Joel got up and moved, passing behind her to help and when his movement caught the attention of the old buck, it froze. It only took a moment for the buck to realize he was in trouble and quickly abandoned the doe, turned and started walking away. After only a few steps it started an all out sprint towards the cover in the CRP field as both hunters watched. The buck was headed toward the crest of a hill where it would quickly disappear into the 4000 CRP acres and just before reaching sanctuary, Joel realized it was a now or never situation.
The buck was now quartering away at about 175 yards when the .270's cross hairs moved ahead of the buck's chest as the years of experience hunting running cottontails with a .22 provided the instinctive reaction. The .270 barked and the buck tumbled head over heels in the thick frost covered weeds at the edge of the cornfield. When the buck lifted its head Joel rested the Ruger on the top of the fence post for a final shot. The first 120-grain Ballistic tip bullet had broken the buck's back about mid body. Mom didn't get her shot but was very impressed with the calm way that Joel made the best of a morning that started poorly.
Joel with his deer.

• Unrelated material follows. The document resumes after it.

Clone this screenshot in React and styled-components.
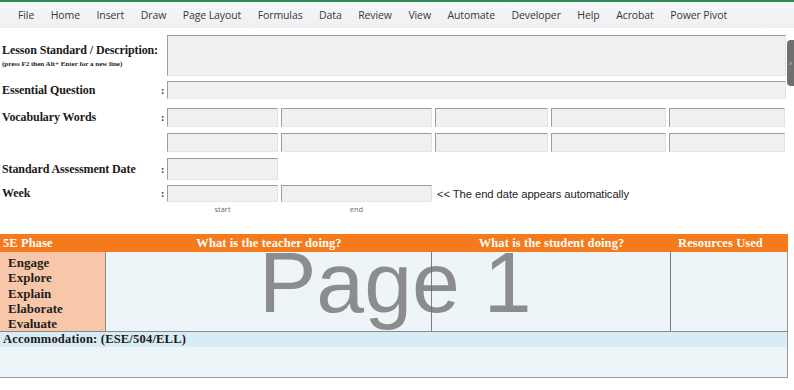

More detailed photos below.
None of the family's big bucks have even been officially scored so when Joel took the buck to Roger Huepel, a B&C scorer in Aberdeen, the numbers were very impressive. Any buck scoring over 200 is impressive! The green, non-typical gross score was 211 6/8 and the net score was 202 2/8.
After ten years, Joel achieved his youthful dream of taking a huge buck. Starting at age twelve and learning the skills provided by Dad then dedicating his time to learning about the specific deer in their South Dakota farming neighborhood, he put himself in the right place at the right time with the skill to succeed when it became a now or never situation.